Second, reconfigurability research has identified the concept of a Management and Control System
that enables network elements to operate in an end-to-end reconfigurability context. The main idea
of this concept is a clear separation of network management and control functions. Reconfigurable
components, like programmable processors and reconfigurable logic, are envisioned for reconfigurable
equipment. B3G architecture needs to support the dynamic insertion and configuration of different
protocol modules as devices join and leave the given wireless environment. Furthermore, the reconfigurability
of SDR equipment is widely seen as one of the enabling technologies for communication
systems beyond 3G.
Third, the full benefits of SDR show up only if the network infrastructure takes into account
the specifics of a particular terminal and provides support for it. Network support for reconfigurable
entities requires the definition of appropriate functions in existing network elements or separate reconfiguration
entities (for example, reconfiguration proxies). The definition of reconfiguration signaling
between reconfiguration functions and reconfigurable entities is another key point. On the basis of
the network architectures derived, and the reconfiguration signaling between entities for installation,
deinstalling and verification must also be researched. Intelligent and self-learning protocols dependent
on the reconfiguration context will have to be evaluated. Reconfiguration security for secure download,
installation, verification, and fault management must be addressed to ensure a reliable operation
and to satisfy regulatory demands for radio software. A framework for secure access to reconfiguration
functionality by operators, manufacturers, and third parties must be developed. Furthermore, the
active network environment for the management of reconfiguration needs to be studied.

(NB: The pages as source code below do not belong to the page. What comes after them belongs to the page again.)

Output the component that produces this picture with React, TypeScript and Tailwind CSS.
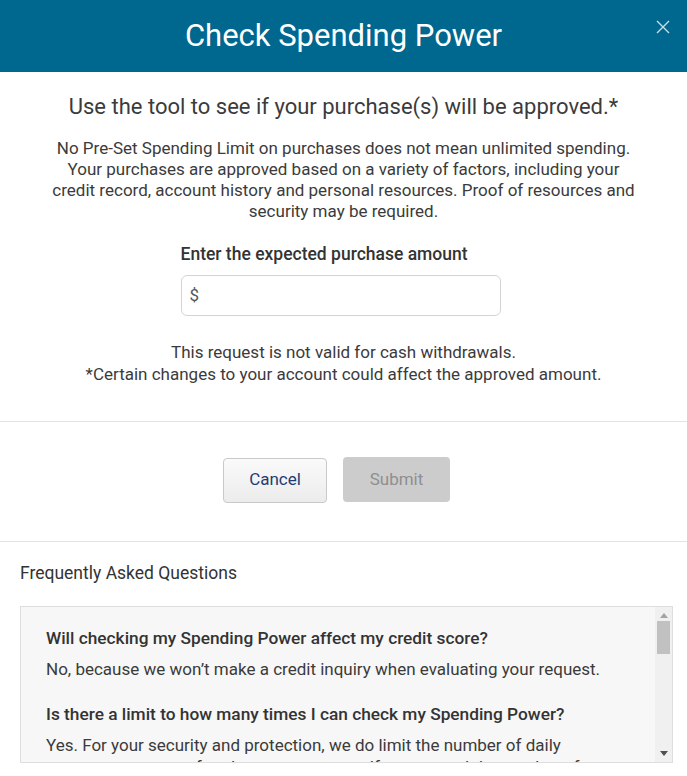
import React from 'react';

const faqs = [
  {
    q: 'Will checking my Spending Power affect my credit score?',
    a: 'No, because we won\u2019t make a credit inquiry when evaluating your request.',
  },
  {
    q: 'Is there a limit to how many times I can check my Spending Power?',
    a: 'Yes. For your security and protection, we do limit the number of daily requests to prevent fraud on your account. If you exceed the number of requests allowed, please try again tomorrow.',
  },
];

export default function App() {
  return (
    <div className="w-[687px] h-[776px] overflow-hidden bg-white text-[#333] font-['Roboto','Liberation_Sans',sans-serif]">
      {/* Header */}
      <div className="h-[72px] bg-[#00678f] flex items-center justify-center relative">
        <h1 className="text-[31px] text-white font-normal">Check Spending Power</h1>
        <button className="absolute right-[16px] top-[19px] w-[16px] h-[16px] text-[#c8dde8]">
          <svg viewBox="0 0 16 16" className="w-[16px] h-[16px]" fill="none" stroke="currentColor" strokeWidth="1.4">
            <path d="M2 2L14 14M14 2L2 14" />
          </svg>
        </button>
      </div>

      {/* Body */}
      <div className="flex flex-col items-center text-center px-[30px]">
        <h2 className="mt-[21px] text-[22px] leading-[28px] text-[#3b3b3b]">
          Use the tool to see if your purchase(s) will be approved.*
        </h2>
        <p className="mt-[17px] text-[17px] leading-[21px] text-[#3b3b3b] w-[596px]">
          No Pre-Set Spending Limit on purchases does not mean unlimited spending. Your purchases are
          approved based on a variety of factors, including your credit record, account history and
          personal resources. Proof of resources and security may be required.
        </p>
        <div className="mt-[21px] w-[320px] mr-[6px] text-left">
          <label className="block text-[17.5px] leading-[22px] font-medium text-[#333]">
            Enter the expected purchase amount
          </label>
          <div className="mt-[10px] h-[41px] rounded-[6px] border border-[#d4d4d4] flex items-center px-[8px] text-[17px] text-[#555]">
            $
          </div>
        </div>
        <p className="mt-[25px] text-[17px] leading-[22px] text-[#3b3b3b]">
          This request is not valid for cash withdrawals.
          <br />
          *Certain changes to your account could affect the approved amount.
        </p>
      </div>

      <div className="mt-[36px] border-t border-[#e3e3e3]" />

      {/* Actions */}
      <div className="h-[119px] pb-[4px] mr-[14px] flex items-center justify-center gap-[16px]">
        <button className="w-[104px] h-[45px] mt-[1px] rounded-[4px] border border-[#c9c9c9] bg-gradient-to-b from-[#fafafa] to-[#ececec] text-[17px] text-[#1f3d73]">
          Cancel
        </button>
        <button className="w-[107px] h-[45px] rounded-[4px] bg-[#cccccc] text-[17px] text-[#8f8f8f]">
          Submit
        </button>
      </div>

      <div className="border-t border-[#e3e3e3]" />

      {/* FAQ */}
      <div className="pl-[20px] pr-[14px]">
        <h3 className="mt-[20px] text-[17.5px] leading-[22px] text-[#333]">Frequently Asked Questions</h3>
        <div className="mt-[22px] h-[157px] border border-[#dedede] bg-[#f7f7f7] flex">
          <div className="flex-1 overflow-hidden pl-[25px] pr-[30px] pt-[20px]">
            {faqs.map((f) => (
              <div key={f.q} className="mb-[23px]">
                <div className="text-[17.3px] leading-[22px] font-medium text-[#333]">{f.q}</div>
                <div className="mt-[9px] text-[17px] leading-[22px] text-[#3b3b3b]">{f.a}</div>
              </div>
            ))}
          </div>
          <div className="w-[17px] bg-[#f0f0f0] flex flex-col items-center">
            <svg viewBox="0 0 8 5" className="w-[8px] h-[5px] mt-[6px]" fill="#a3a3a3">
              <path d="M0 5L4 0L8 5Z" />
            </svg>
            <div className="mt-[3px] w-[13px] h-[33px] bg-[#c1c1c1]" />
            <div className="flex-1" />
            <svg viewBox="0 0 8 5" className="w-[8px] h-[5px] mb-[6px]" fill="#505050">
              <path d="M0 0L8 0L4 5Z" />
            </svg>
          </div>
        </div>
      </div>
    </div>
  );
}
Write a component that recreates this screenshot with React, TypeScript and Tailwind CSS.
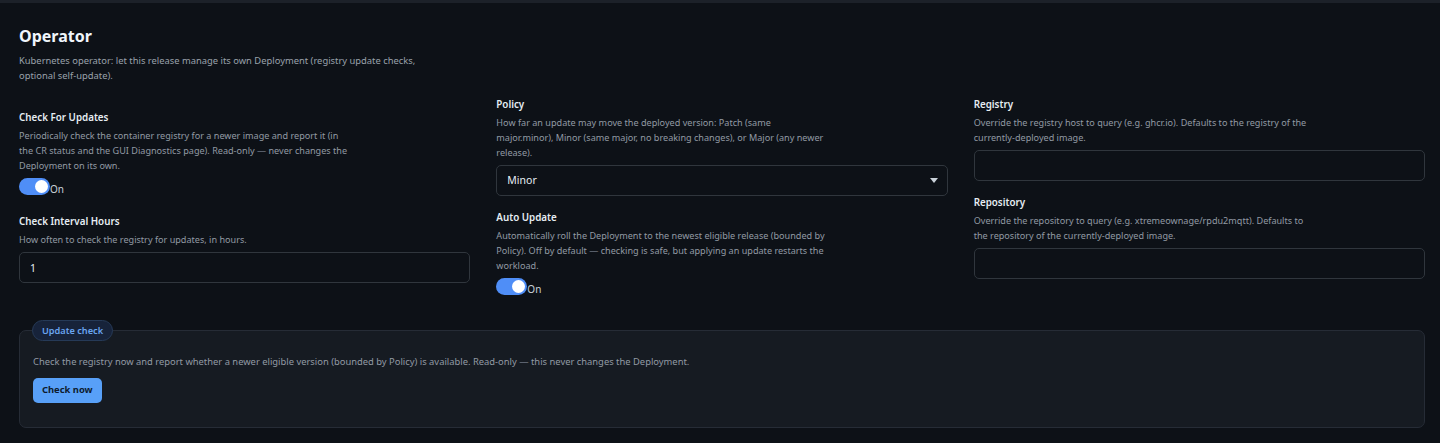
import React, { useState } from 'react';

const font = "font-['Noto_Sans','Open_Sans',sans-serif]";

const Toggle: React.FC<{ on: boolean; onChange: (v: boolean) => void }> = ({ on, onChange }) => (
  <label className="block text-[10px] leading-[15px] text-[#c9d1d9] cursor-pointer">
    <button
      type="button"
      onClick={() => onChange(!on)}
      className={`inline-flex items-center w-[31px] h-[17px] rounded-full px-[2px] align-baseline ${
        on ? 'bg-[#4f8ef7] justify-end' : 'bg-[#30363d] justify-start'
      }`}
    >
      <span className="block w-[13px] h-[13px] rounded-full bg-white" />
    </button>
    <span>{on ? 'On' : 'Off'}</span>
  </label>
);

// desc lines are broken where the original wraps them
const Field: React.FC<{ label: string; desc: string[]; children: React.ReactNode }> = ({ label, desc, children }) => (
  <div className="flex flex-col">
    <div className="text-[9.8px] leading-[15px] font-semibold text-[#e6edf3]">{label}</div>
    <p className="mt-[3px] whitespace-nowrap text-[9.1px] leading-[15px] text-[#929aa4]">
      {desc.map((line, i) => (
        <React.Fragment key={i}>
          {i > 0 && <br />}
          {line}
        </React.Fragment>
      ))}
    </p>
    <div className="mt-[5px]">{children}</div>
  </div>
);

const inputCls =
  'w-full h-[31px] rounded-[5px] border border-[#30363d] bg-[#0d1117] px-[10px] text-[10.5px] text-[#e6edf3] outline-none';

export default function App() {
  const [checkUpdates, setCheckUpdates] = useState(true);
  const [autoUpdate, setAutoUpdate] = useState(true);

  return (
    <div className={`min-h-[443px] bg-[#0d1117] ${font}`}>
      <div className="h-[3px] bg-[#1c2129]" />
      <div className="pl-[19px] pr-[15px] pb-[15px]">
        <h2 className="mt-[21px] text-[16px] leading-[24px] font-bold text-[#f0f6fc]">Operator</h2>
        <p className="mt-[5px] max-w-[420px] text-[9.4px] leading-[15px] text-[#9aa1ab]">
          Kubernetes operator: let this release manage its own Deployment (registry update checks, optional self-update).
        </p>

        <div className="mt-[14px] grid grid-cols-3 gap-x-[26px]">
          <div className="flex flex-col gap-[17px] pt-[13px]">
            <Field
              label="Check For Updates"
              desc={[
                'Periodically check the container registry for a newer image and report it (in',
                'the CR status and the GUI Diagnostics page). Read-only — never changes the',
                'Deployment on its own.',
              ]}
            >
              <Toggle on={checkUpdates} onChange={setCheckUpdates} />
            </Field>
            <Field label="Check Interval Hours" desc={['How often to check the registry for updates, in hours.']}>
              <input className={inputCls} defaultValue="1" />
            </Field>
          </div>

          <div className="flex flex-col gap-[14px]">
            <Field
              label="Policy"
              desc={[
                'How far an update may move the deployed version: Patch (same',
                'major.minor), Minor (same major, no breaking changes), or Major (any newer',
                'release).',
              ]}
            >
              <div className="relative">
                <select className={`${inputCls} appearance-none`} defaultValue="minor">
                  <option value="patch">Patch</option>
                  <option value="minor">Minor</option>
                  <option value="major">Major</option>
                </select>
                <svg
                  className="pointer-events-none absolute right-[10px] top-[13px]"
                  width="8"
                  height="5"
                  viewBox="0 0 8 5"
                >
                  <path d="M0 0h8L4 5z" fill="#c9d1d9" />
                </svg>
              </div>
            </Field>
            <Field
              label="Auto Update"
              desc={[
                'Automatically roll the Deployment to the newest eligible release (bounded by',
                'Policy). Off by default — checking is safe, but applying an update restarts the',
                'workload.',
              ]}
            >
              <Toggle on={autoUpdate} onChange={setAutoUpdate} />
            </Field>
          </div>

          <div className="flex flex-col gap-[14px]">
            <Field
              label="Registry"
              desc={[
                'Override the registry host to query (e.g. ghcr.io). Defaults to the registry of the',
                'currently-deployed image.',
              ]}
            >
              <input className={inputCls} />
            </Field>
            <Field
              label="Repository"
              desc={[
                'Override the repository to query (e.g. xtremeownage/rpdu2mqtt). Defaults to',
                'the repository of the currently-deployed image.',
              ]}
            >
              <input className={inputCls} />
            </Field>
          </div>
        </div>

        <div className="relative mt-[33px] rounded-[7px] border border-[#262c36] bg-[#161b22] px-[13px] pt-[23px] pb-[24px]">
          <span className="absolute left-[12px] -top-[11px] rounded-full border border-[#263a57] bg-[#17233a] px-[9px] text-[9.2px] leading-[19px] font-semibold text-[#6aa5ef]">
            Update check
          </span>
          <p className="text-[9.4px] leading-[15px] text-[#929aa4]">
            Check the registry now and report whether a newer eligible version (bounded by Policy) is available. Read-only — this never changes the Deployment.
          </p>
          <button
            type="button"
            className="mt-[9px] h-[25px] rounded-[5px] bg-[#58a0f8] px-[9px] text-[9.4px] font-bold text-[#0d1b2e]"
          >
            Check now
          </button>
        </div>
      </div>
    </div>
  );
}
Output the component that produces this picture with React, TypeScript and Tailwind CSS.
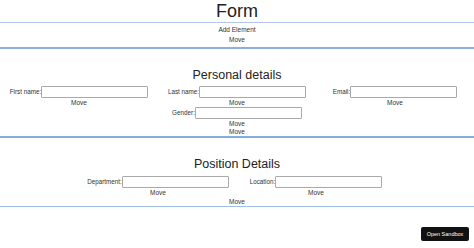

Lastly, efficient spectrum management (initially discussed in Section 6.1) is of prime importance
for reconfigurability to be realized. In discussions on reconfigurability, efficient spectrum management
is one of the components of radio resource management (RRM), which also includes a joint
management of radio resources belonging to different (2G and 3G) RATs with fixed spectrum allocation,
cognitive radio, and a progressive network planning process. RRM is a complex process, but is
necessary for the deployment of B3G networks. It consists of dynamically managing a spectrum as
well as allocating traffic dynamically to the RATs participating in a heterogeneous, wireless access
infrastructure. The coexistence of diverse technologies that form part of a heterogeneous infrastructure
has brought about the idea of flexibly managing the spectrum. This implies that fixed frequency
bands are no more guaranteed for RATs, but through an intelligent management mechanism, bands
are allocated to RATs dynamically in a way that ensures that the capacity of each RAT is maximized
and interference is minimized. Furthermore, there is a tight relationship between spectrum management
and cognitive radio. Cognitive radio will provide the technical means for determining in real
time the best band and the best frequency to provide the services desired by a user. Additionally,
the growing demand for high-speed access to all kinds of telecommunication systems has made the
reconsideration of traditional network planning methods necessary. Taking into account the fact that
the advent of composite reconfigurable networks has become an inseparable part of almost every
communications conference and journal, dynamic network planning (DNP) is essential in order to
handle the alternations that take place in frequent time periods, with respect to the demand pattern
in a specific geographical area. So, the goal of DNP is to reduce the cost of network deployment by the selection of the appropriate RATs for operation at different times and in different regions [541].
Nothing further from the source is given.